- ENTRIES SUPPLIED -
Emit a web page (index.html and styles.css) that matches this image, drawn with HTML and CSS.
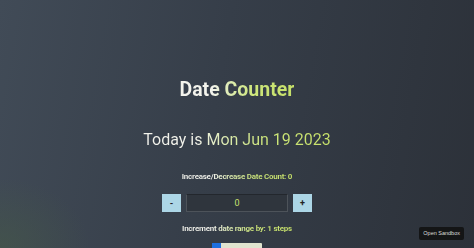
FILE: index.html
```html
<!DOCTYPE html>
<html lang="en">
<head>
    <meta charset="UTF-8">
    <title>Date Counter</title>
    <link rel="stylesheet" href="styles.css">
</head>
<body>
<div class="app">
    <h1 class="grad title">Date Counter</h1>
    <p class="grad today">Today is Mon Jun 19 2023</p>

    <p class="grad label">Increase/Decrease Date Count: 0</p>
    <div class="counter">
        <button class="btn">-</button>
        <input class="count" type="text" value="0">
        <button class="btn">+</button>
    </div>

    <p class="grad label label-2">Increment date range by: 1 steps</p>
    <input class="range" type="range" min="1" max="10" value="1">
</div>

<a class="sandbox">Open Sandbox</a>
</body>
</html>
```

FILE: styles.css
```css
*{margin: 0;padding: 0;box-sizing: border-box;}
html,body{height: 100%;overflow: hidden;}
body{
    font-family: Roboto, "Liberation Sans", sans-serif;
    background:
        radial-gradient(ellipse 90px 70px at 0 248px, rgba(70,90,70,0.55), rgba(70,90,70,0) 100%),
        linear-gradient(100deg, #414b57 0%, #363e49 45%, #2c3139 100%);
    color: #eee;
}
.app{display: flex;flex-direction: column;align-items: center;padding-top: 78px;}

.grad{
    display: inline-block;
    background: linear-gradient(90deg, #f3f3ec 0%, #f3f3ec 28%, #dcebad 45%, #cde67a 65%, #c6e069 100%);
    -webkit-background-clip: text;
    background-clip: text;
    color: transparent;
}
.title{font-size: 19.5px;line-height: 24px;font-weight: 700;}
.today{font-size: 16px;line-height: 20px;font-weight: 400;margin-top: 28px;}
.label{font-size: 8px;line-height: 12px;font-weight: 700;margin-top: 21px;letter-spacing: -0.25px;}
.label-2{margin-top: 11px;}

.counter{display: flex;gap: 5px;margin-top: 11px;}
.btn{width: 19px;height: 18px;border: none;background: #acd6e6;color: #222;font-size: 9px;font-weight: 700;font-family: Roboto, sans-serif;}
.count{width: 102px;height: 18px;background: #2f353d;border: 1px solid #4d535a;border-top-color: #23272d;color: #c9e36f;text-align: center;font-size: 9px;font-family: Roboto, sans-serif;outline: none;}

.range{-webkit-appearance: none;appearance: none;width: 50px;height: 6px;margin-top: 8px;background: linear-gradient(90deg, #1d6fe0 0, #1d6fe0 9px, #e0e4cf 9px);border-radius: 1px;}
.range::-webkit-slider-thumb{-webkit-appearance: none;width: 6px;height: 6px;background: #1d6fe0;}

.sandbox{position: fixed;right: 10px;bottom: 8px;background: #141516;color: #ddd;font-size: 5.5px;line-height: 7px;padding: 3px 4px;border-radius: 2px;font-family: "Liberation Sans", sans-serif;}
```
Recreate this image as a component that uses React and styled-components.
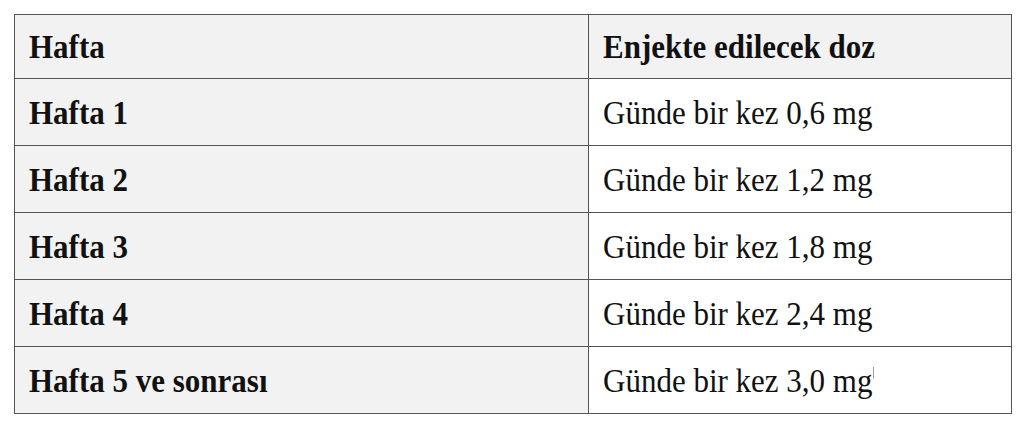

- EXERCISE -
From the listing, extract all text exactly as given and drop any picture.

- ANSWER TO THIS EXERCISE -
Emit a web page (index.html and styles.css) that matches this image, drawn with HTML and CSS.
FILE: index.html
```html
<!DOCTYPE html>
<html lang="en">
<head>
    <meta charset="UTF-8">
    <title>Date Counter</title>
    <link rel="stylesheet" href="styles.css">
</head>
<body>
<div class="app">
    <h1 class="grad title">Date Counter</h1>
    <p class="grad today">Today is Mon Jun 19 2023</p>

    <p class="grad label">Increase/Decrease Date Count: 0</p>
    <div class="counter">
        <button class="btn">-</button>
        <input class="count" type="text" value="0">
        <button class="btn">+</button>
    </div>

    <p class="grad label label-2">Increment date range by: 1 steps</p>
    <input class="range" type="range" min="1" max="10" value="1">
</div>

<a class="sandbox">Open Sandbox</a>
</body>
</html>
```

FILE: styles.css
```css
*{margin: 0;padding: 0;box-sizing: border-box;}
html,body{height: 100%;overflow: hidden;}
body{
    font-family: Roboto, "Liberation Sans", sans-serif;
    background:
        radial-gradient(ellipse 90px 70px at 0 248px, rgba(70,90,70,0.55), rgba(70,90,70,0) 100%),
        linear-gradient(100deg, #414b57 0%, #363e49 45%, #2c3139 100%);
    color: #eee;
}
.app{display: flex;flex-direction: column;align-items: center;padding-top: 78px;}

.grad{
    display: inline-block;
    background: linear-gradient(90deg, #f3f3ec 0%, #f3f3ec 28%, #dcebad 45%, #cde67a 65%, #c6e069 100%);
    -webkit-background-clip: text;
    background-clip: text;
    color: transparent;
}
.title{font-size: 19.5px;line-height: 24px;font-weight: 700;}
.today{font-size: 16px;line-height: 20px;font-weight: 400;margin-top: 28px;}
.label{font-size: 8px;line-height: 12px;font-weight: 700;margin-top: 21px;letter-spacing: -0.25px;}
.label-2{margin-top: 11px;}

.counter{display: flex;gap: 5px;margin-top: 11px;}
.btn{width: 19px;height: 18px;border: none;background: #acd6e6;color: #222;font-size: 9px;font-weight: 700;font-family: Roboto, sans-serif;}
.count{width: 102px;height: 18px;background: #2f353d;border: 1px solid #4d535a;border-top-color: #23272d;color: #c9e36f;text-align: center;font-size: 9px;font-family: Roboto, sans-serif;outline: none;}

.range{-webkit-appearance: none;appearance: none;width: 50px;height: 6px;margin-top: 8px;background: linear-gradient(90deg, #1d6fe0 0, #1d6fe0 9px, #e0e4cf 9px);border-radius: 1px;}
.range::-webkit-slider-thumb{-webkit-appearance: none;width: 6px;height: 6px;background: #1d6fe0;}

.sandbox{position: fixed;right: 10px;bottom: 8px;background: #141516;color: #ddd;font-size: 5.5px;line-height: 7px;padding: 3px 4px;border-radius: 2px;font-family: "Liberation Sans", sans-serif;}
```
Recreate this image as a component that uses React and styled-components.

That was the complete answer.